Leaning into Leigh Brackett

Saturday , 24, June 2017 20 Comments

Leigh Brackett is something of a staple here at Castalia House and for the Pulp Revolution crowd at large, but I must admit it’s taken me quite a while to get to her stuff. I’ve seen Alex’s reviews, of course, and I’ve noted her constant exclusion by the “women have historically been excluded from SFF!!1” crowd. But in my crazed consumption of Howard, Burroughs, Vance, and other old-timey greats I’ve neglected some of the other masters. It’s a far out kind of experience, trying to get up to speed on Appendix N (though my reading list is slightly expanded). O glut of goodness!

Here’s another admission – I actually read one of her short stories a few months ago and for the most part I kept my mouth shut. Because I didn’t really care for it. But wait, don’t reach for your blaster yet! Winning the Every Day Should Be Tuesday Leigh Brackett Giveaway prompted a revisiting. So now I’ve started reading the Eric John Stark stories, and I’ve also gone back and read a couple more of her shorts.

And I have reassessed.

“The Jewel of Bas” tells the story of a couple of wandering thieves – a harpist and his mousy wife. We are initially introduced to a seemingly generic fantasy world with “Forbidden Plains” and a main character who grew up in the Thieves’ Quarter.
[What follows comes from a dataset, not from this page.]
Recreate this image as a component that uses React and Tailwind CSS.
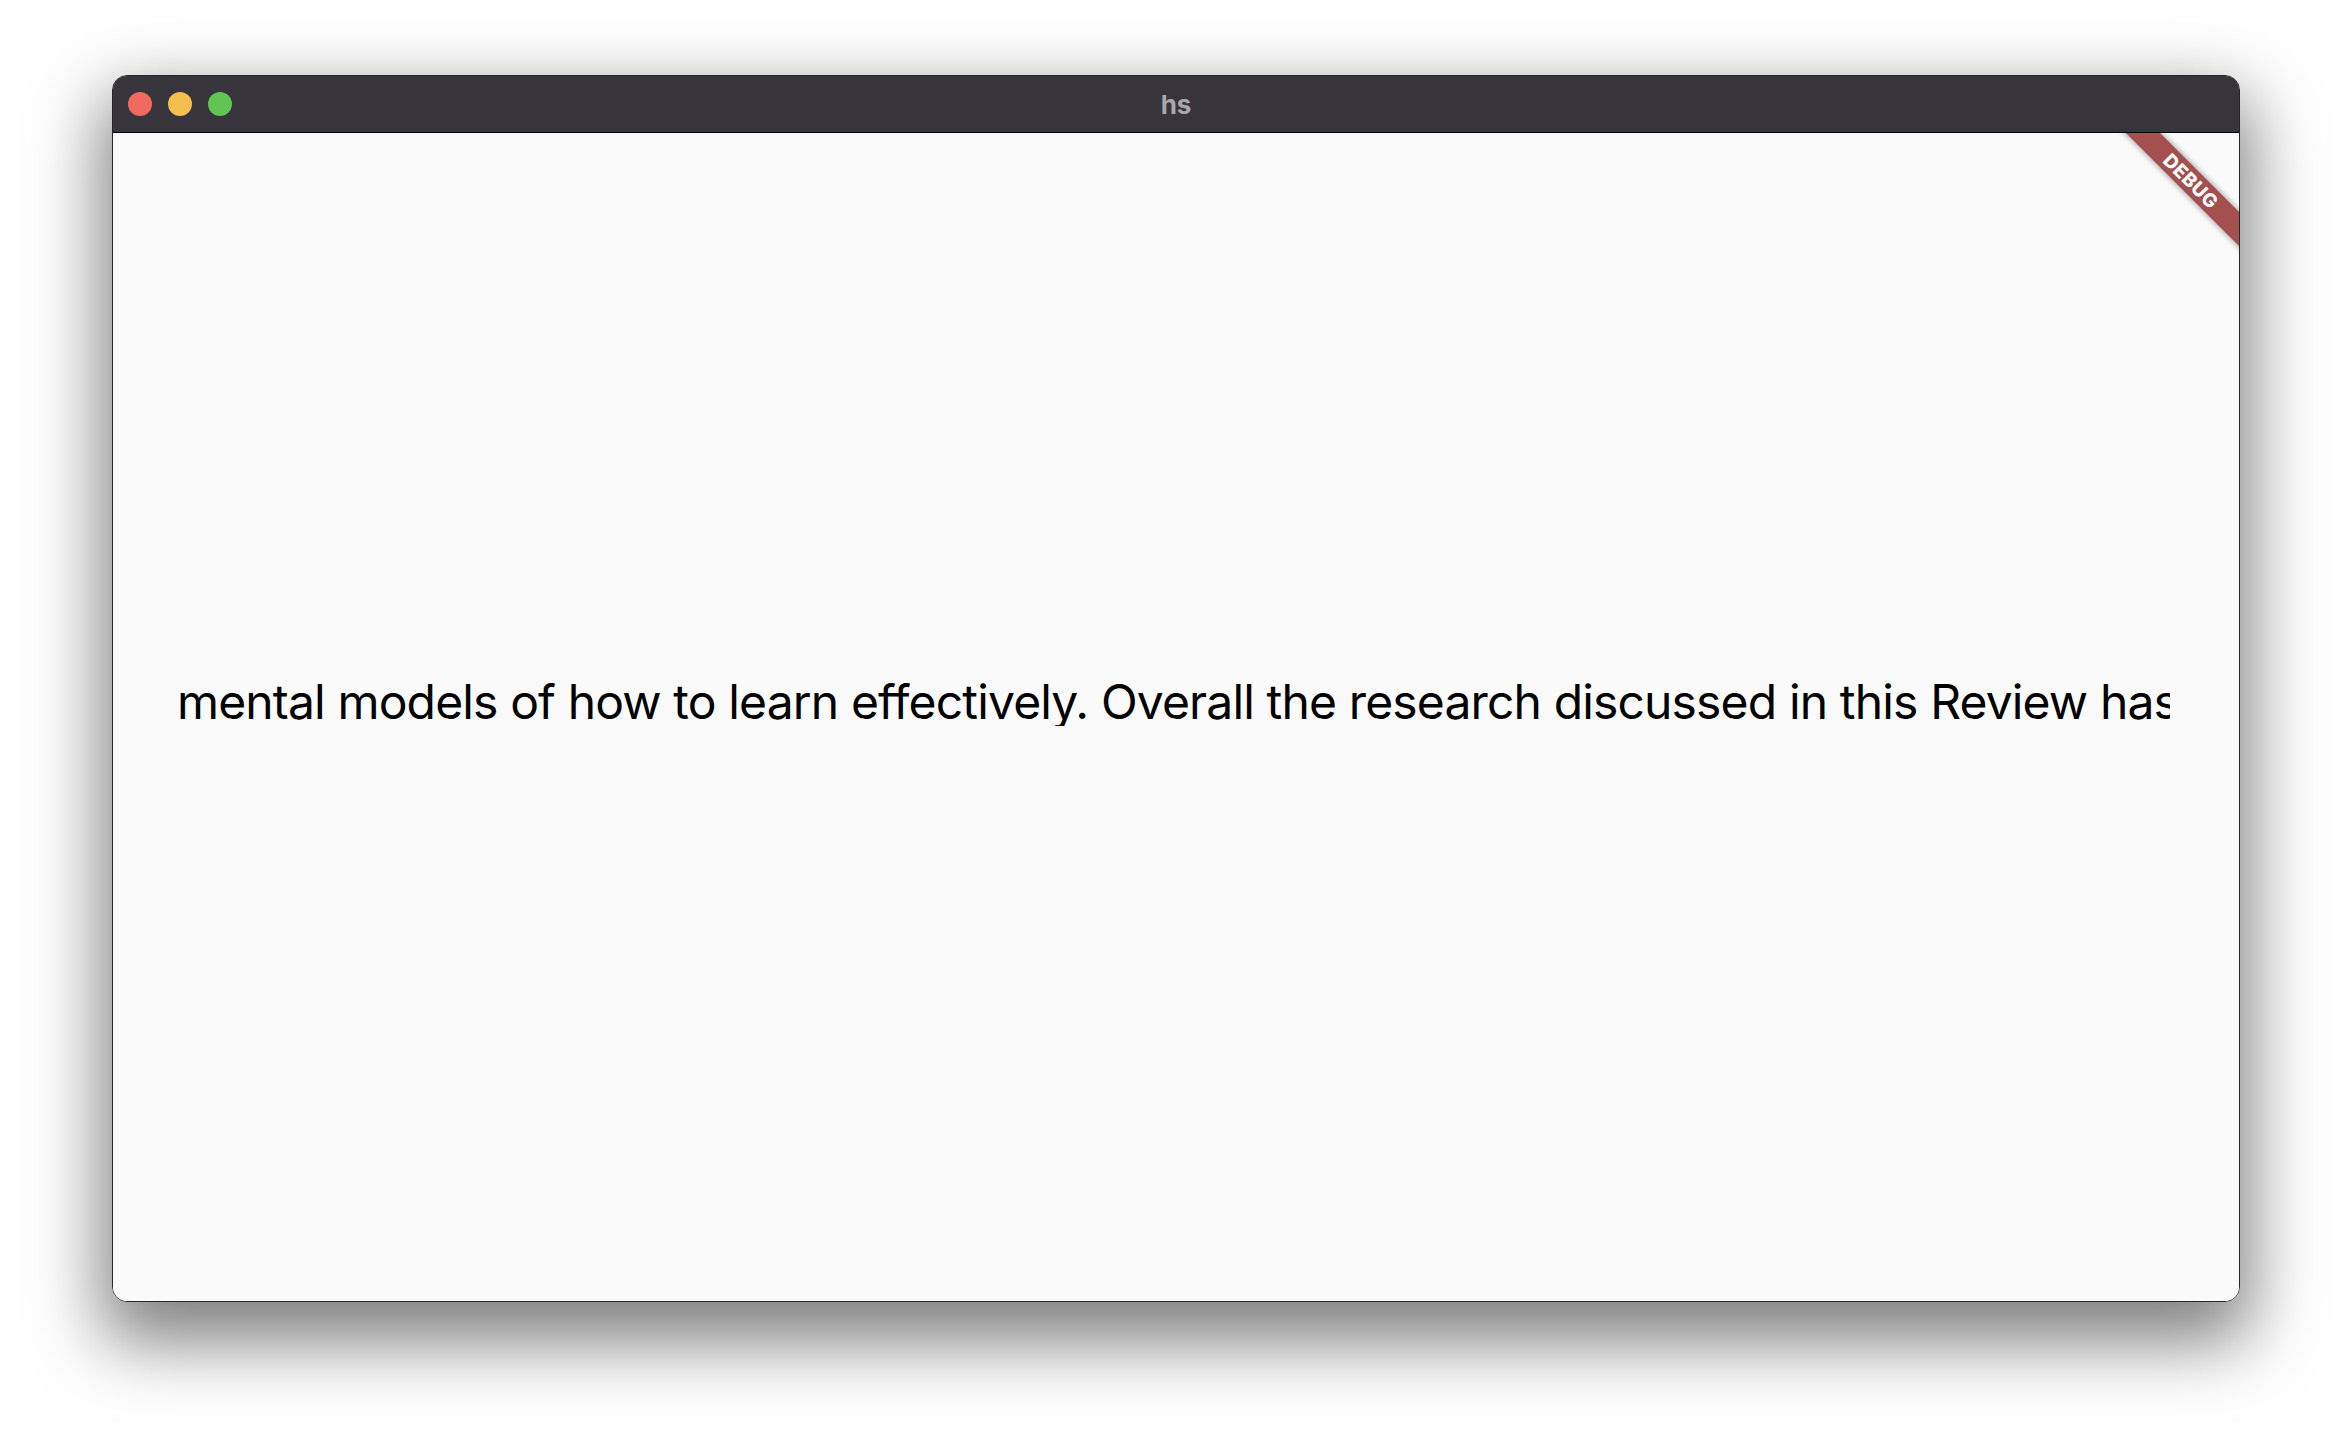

But before long we’ve got beast men, androids, a dude named Bas the Immortal, and his magical gem. Although I felt the story dragged on a bit too long, I could see how some would enjoy this one. Personally I found the prose itself to be a little unsatisfying. I’ve mentioned before that certain fantasy tropes just stick in my craw for whatever reason (perhaps they just feel lazy to me), and this had a few such, mostly related to the two bickering protagonists. The drive of a loving husband to save his wife turns out to be a major theme, and that was well taken. Ultimately I found that I appreciated Brackett’s creativity but didn’t care much for the characters, and so overall the story fell flat. This was the first story in the collection I’ve been reading from, and I think it was a poor choice for leadoff hitter.

The second and third stories, “The Vanishing Venusians” and “The Veil of Astellar,” were much more impressive.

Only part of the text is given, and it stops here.